## [Exercise aim]
Transcribe the whole listing below without changing a word, but leave out every image.

## [Data]
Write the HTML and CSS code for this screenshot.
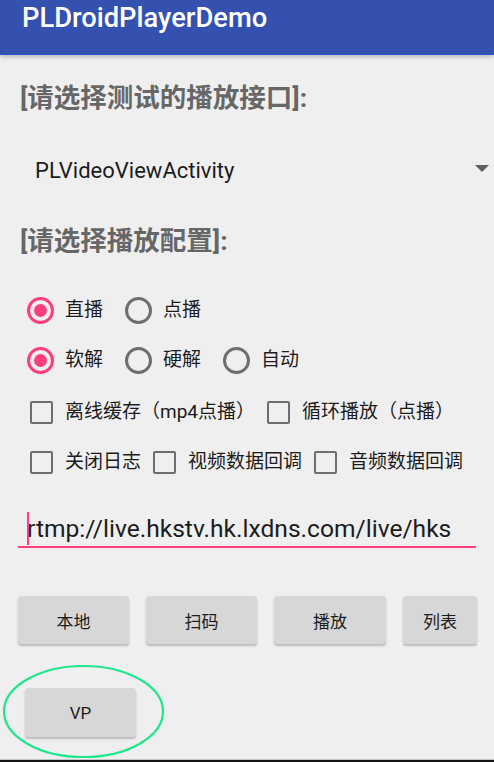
FILE: index.html
```html
<!DOCTYPE html>
<html lang="zh-CN">
<head>
<meta charset="utf-8">
<title>PLDroidPlayerDemo</title>
<link rel="stylesheet" href="styles.css">
</head>
<body>
<div class="screen">
  <header class="appbar">
    <h1 class="title">PLDroidPlayerDemo</h1>
  </header>
  <main class="content">
    <h2 class="section-title">[请选择测试的播放接口]:</h2>
    <div class="spinner">
      <span class="spinner-text">PLVideoViewActivity</span>
      <span class="spinner-arrow"></span>
    </div>
    <h2 class="section-title section-title-2">[请选择播放配置]:</h2>

    <div class="radio-group">
      <div class="row radio-row">
        <label class="radio-item"><span class="radio on"></span><span class="opt-text">直播</span></label>
        <label class="radio-item"><span class="radio"></span><span class="opt-text">点播</span></label>
      </div>
      <div class="row radio-row">
        <label class="radio-item"><span class="radio on"></span><span class="opt-text">软解</span></label>
        <label class="radio-item"><span class="radio"></span><span class="opt-text">硬解</span></label>
        <label class="radio-item"><span class="radio"></span><span class="opt-text">自动</span></label>
      </div>
    </div>

    <div class="check-group">
      <div class="row check-row">
        <label class="check-item"><span class="checkbox"></span><span class="opt-text">离线缓存（mp4点播）</span></label>
        <label class="check-item"><span class="checkbox"></span><span class="opt-text">循环播放（点播）</span></label>
      </div>
      <div class="row check-row">
        <label class="check-item"><span class="checkbox"></span><span class="opt-text">关闭日志</span></label>
        <label class="check-item"><span class="checkbox"></span><span class="opt-text">视频数据回调</span></label>
        <label class="check-item"><span class="checkbox"></span><span class="opt-text">音频数据回调</span></label>
      </div>
    </div>

    <div class="edit">
      <span class="cursor"></span>
      <span class="edit-text">rtmp://live.hkstv.hk.lxdns.com/live/hks</span>
    </div>

    <div class="buttons">
      <button class="btn">本地</button>
      <button class="btn">扫码</button>
      <button class="btn btn-wide">播放</button>
      <button class="btn btn-narrow">列表</button>
    </div>

    <div class="vp-row">
      <button class="btn">VP</button>
      <svg class="highlight" width="164" height="96" viewBox="0 0 164 96" aria-hidden="true">
        <ellipse cx="81.5" cy="47.5" rx="79.5" ry="45.5" fill="none" stroke="#1ee68a" stroke-width="2.2"/>
      </svg>
    </div>
  </main>
</div>
</body>
</html>
```
FILE: styles.css
```css
* { box-sizing: border-box; }

html, body {
  margin: 0;
  padding: 0;
  background: #efefef;
}

body {
  font-family: Roboto, "Noto Sans CJK SC", sans-serif;
  color: #1c1c1c;
}

.screen {
  width: 494px;
  height: 762px;
  overflow: hidden;
  background: #efefef;
  border-bottom: 2px solid #151515;
  box-shadow: inset 0 -1px 0 #c4c4c4;
}

.appbar {
  height: 55px;
  background: #3451b0;
  border-bottom: 1px solid #2c56cf;
  box-shadow: 0 2px 4px rgba(0, 0, 0, 0.22);
  padding: 2px 0 0 22px;
  position: relative;
  z-index: 1;
}

.title {
  margin: 0;
  font-family: Roboto, "Noto Sans CJK SC", sans-serif;
  font-weight: 500;
  font-size: 27.3px;
  line-height: 32px;
  color: #ffffff;
}

.content {
  padding: 0 20px;
}

.section-title {
  margin: 28px 0 0 0;
  font-size: 26.5px;
  line-height: 30px;
  font-weight: 700;
  color: #676767;
}

.section-title-2 {
  margin-top: 32px;
}

.spinner {
  margin: 33px -15px 0 0;
  height: 48px;
  display: flex;
  align-items: center;
  justify-content: space-between;
  padding-left: 15px;
}

.spinner-text {
  font-size: 22px;
  line-height: 48px;
  color: #1c1c1c;
  position: relative;
  top: 1px;
}

.spinner-arrow {
  width: 0;
  height: 0;
  border-left: 7px solid transparent;
  border-right: 7px solid transparent;
  border-top: 7px solid #5e5e5e;
  margin-top: -3px;
}

.radio-group {
  margin-top: 29px;
}

.row {
  height: 50px;
  display: flex;
  align-items: center;
}

.radio-row {
  padding-left: 7px;
}

.radio-item {
  display: flex;
  align-items: center;
  margin-right: 22px;
}

.radio {
  width: 27px;
  height: 27px;
  border-radius: 50%;
  border: 3px solid #6e6e6e;
  margin-right: 11px;
  display: flex;
  align-items: center;
  justify-content: center;
  flex: none;
}

.radio.on {
  border-color: #ff3d7c;
}

.radio.on::after {
  content: "";
  width: 13px;
  height: 13px;
  border-radius: 50%;
  background: #ff3d7c;
}

.opt-text {
  font-size: 19px;
  line-height: 26px;
  color: #1c1c1c;
  white-space: nowrap;
}

.check-group {
  margin-top: 2px;
}

.check-row {
  padding-left: 10px;
}

.check-item {
  display: flex;
  align-items: center;
  margin-right: 12px;
}

.checkbox {
  width: 23px;
  height: 23px;
  border: 2.5px solid #6e6e6e;
  border-radius: 2px;
  margin-right: 12px;
  flex: none;
}

.edit {
  position: relative;
  margin: 13px -2px 0 -2px;
  height: 48px;
  padding: 14px 0 2px 9px;
  border-bottom: 2px solid #ff3d7c;
}

.edit-text {
  font-size: 24.6px;
  line-height: 30px;
  color: #1c1c1c;
  white-space: nowrap;
}

.cursor {
  position: absolute;
  left: 9px;
  top: 12px;
  width: 2px;
  height: 33px;
  background: #ff3d7c;
}

.buttons {
  margin: 48px -3px 0 -2px;
  display: flex;
  gap: 17px;
}

.btn {
  width: 111px;
  height: 48px;
  border: none;
  border-radius: 3px;
  background: #d7d7d7;
  box-shadow: 0 2px 2px rgba(0, 0, 0, 0.22);
  font-family: Roboto, "Noto Sans CJK SC", sans-serif;
  font-size: 17px;
  color: #1c1c1c;
  padding: 0;
}

.btn-wide {
  width: 112px;
}

.btn-narrow {
  width: 74px;
}

.vp-row {
  position: relative;
  margin-top: 44px;
  padding-left: 5px;
}

.vp-row .btn {
  height: 49px;
}

.highlight {
  position: absolute;
  left: -18px;
  top: -24px;
}
```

## [Correct response]
Write the HTML and CSS code for this screenshot.
FILE: index.html
```html
<!DOCTYPE html>
<html lang="zh-CN">
<head>
<meta charset="utf-8">
<title>PLDroidPlayerDemo</title>
<link rel="stylesheet" href="styles.css">
</head>
<body>
<div class="screen">
  <header class="appbar">
    <h1 class="title">PLDroidPlayerDemo</h1>
  </header>
  <main class="content">
    <h2 class="section-title">[请选择测试的播放接口]:</h2>
    <div class="spinner">
      <span class="spinner-text">PLVideoViewActivity</span>
      <span class="spinner-arrow"></span>
    </div>
    <h2 class="section-title section-title-2">[请选择播放配置]:</h2>

    <div class="radio-group">
      <div class="row radio-row">
        <label class="radio-item"><span class="radio on"></span><span class="opt-text">直播</span></label>
        <label class="radio-item"><span class="radio"></span><span class="opt-text">点播</span></label>
      </div>
      <div class="row radio-row">
        <label class="radio-item"><span class="radio on"></span><span class="opt-text">软解</span></label>
        <label class="radio-item"><span class="radio"></span><span class="opt-text">硬解</span></label>
        <label class="radio-item"><span class="radio"></span><span class="opt-text">自动</span></label>
      </div>
    </div>

    <div class="check-group">
      <div class="row check-row">
        <label class="check-item"><span class="checkbox"></span><span class="opt-text">离线缓存（mp4点播）</span></label>
        <label class="check-item"><span class="checkbox"></span><span class="opt-text">循环播放（点播）</span></label>
      </div>
      <div class="row check-row">
        <label class="check-item"><span class="checkbox"></span><span class="opt-text">关闭日志</span></label>
        <label class="check-item"><span class="checkbox"></span><span class="opt-text">视频数据回调</span></label>
        <label class="check-item"><span class="checkbox"></span><span class="opt-text">音频数据回调</span></label>
      </div>
    </div>

    <div class="edit">
      <span class="cursor"></span>
      <span class="edit-text">rtmp://live.hkstv.hk.lxdns.com/live/hks</span>
    </div>

    <div class="buttons">
      <button class="btn">本地</button>
      <button class="btn">扫码</button>
      <button class="btn btn-wide">播放</button>
      <button class="btn btn-narrow">列表</button>
    </div>

    <div class="vp-row">
      <button class="btn">VP</button>
      <svg class="highlight" width="164" height="96" viewBox="0 0 164 96" aria-hidden="true">
        <ellipse cx="81.5" cy="47.5" rx="79.5" ry="45.5" fill="none" stroke="#1ee68a" stroke-width="2.2"/>
      </svg>
    </div>
  </main>
</div>
</body>
</html>
```
FILE: styles.css
```css
* { box-sizing: border-box; }

html, body {
  margin: 0;
  padding: 0;
  background: #efefef;
}

body {
  font-family: Roboto, "Noto Sans CJK SC", sans-serif;
  color: #1c1c1c;
}

.screen {
  width: 494px;
  height: 762px;
  overflow: hidden;
  background: #efefef;
  border-bottom: 2px solid #151515;
  box-shadow: inset 0 -1px 0 #c4c4c4;
}

.appbar {
  height: 55px;
  background: #3451b0;
  border-bottom: 1px solid #2c56cf;
  box-shadow: 0 2px 4px rgba(0, 0, 0, 0.22);
  padding: 2px 0 0 22px;
  position: relative;
  z-index: 1;
}

.title {
  margin: 0;
  font-family: Roboto, "Noto Sans CJK SC", sans-serif;
  font-weight: 500;
  font-size: 27.3px;
  line-height: 32px;
  color: #ffffff;
}

.content {
  padding: 0 20px;
}

.section-title {
  margin: 28px 0 0 0;
  font-size: 26.5px;
  line-height: 30px;
  font-weight: 700;
  color: #676767;
}

.section-title-2 {
  margin-top: 32px;
}

.spinner {
  margin: 33px -15px 0 0;
  height: 48px;
  display: flex;
  align-items: center;
  justify-content: space-between;
  padding-left: 15px;
}

.spinner-text {
  font-size: 22px;
  line-height: 48px;
  color: #1c1c1c;
  position: relative;
  top: 1px;
}

.spinner-arrow {
  width: 0;
  height: 0;
  border-left: 7px solid transparent;
  border-right: 7px solid transparent;
  border-top: 7px solid #5e5e5e;
  margin-top: -3px;
}

.radio-group {
  margin-top: 29px;
}

.row {
  height: 50px;
  display: flex;
  align-items: center;
}

.radio-row {
  padding-left: 7px;
}

.radio-item {
  display: flex;
  align-items: center;
  margin-right: 22px;
}

.radio {
  width: 27px;
  height: 27px;
  border-radius: 50%;
  border: 3px solid #6e6e6e;
  margin-right: 11px;
  display: flex;
  align-items: center;
  justify-content: center;
  flex: none;
}

.radio.on {
  border-color: #ff3d7c;
}

.radio.on::after {
  content: "";
  width: 13px;
  height: 13px;
  border-radius: 50%;
  background: #ff3d7c;
}

.opt-text {
  font-size: 19px;
  line-height: 26px;
  color: #1c1c1c;
  white-space: nowrap;
}

.check-group {
  margin-top: 2px;
}

.check-row {
  padding-left: 10px;
}

.check-item {
  display: flex;
  align-items: center;
  margin-right: 12px;
}

.checkbox {
  width: 23px;
  height: 23px;
  border: 2.5px solid #6e6e6e;
  border-radius: 2px;
  margin-right: 12px;
  flex: none;
}

.edit {
  position: relative;
  margin: 13px -2px 0 -2px;
  height: 48px;
  padding: 14px 0 2px 9px;
  border-bottom: 2px solid #ff3d7c;
}

.edit-text {
  font-size: 24.6px;
  line-height: 30px;
  color: #1c1c1c;
  white-space: nowrap;
}

.cursor {
  position: absolute;
  left: 9px;
  top: 12px;
  width: 2px;
  height: 33px;
  background: #ff3d7c;
}

.buttons {
  margin: 48px -3px 0 -2px;
  display: flex;
  gap: 17px;
}

.btn {
  width: 111px;
  height: 48px;
  border: none;
  border-radius: 3px;
  background: #d7d7d7;
  box-shadow: 0 2px 2px rgba(0, 0, 0, 0.22);
  font-family: Roboto, "Noto Sans CJK SC", sans-serif;
  font-size: 17px;
  color: #1c1c1c;
  padding: 0;
}

.btn-wide {
  width: 112px;
}

.btn-narrow {
  width: 74px;
}

.vp-row {
  position: relative;
  margin-top: 44px;
  padding-left: 5px;
}

.vp-row .btn {
  height: 49px;
}

.highlight {
  position: absolute;
  left: -18px;
  top: -24px;
}
```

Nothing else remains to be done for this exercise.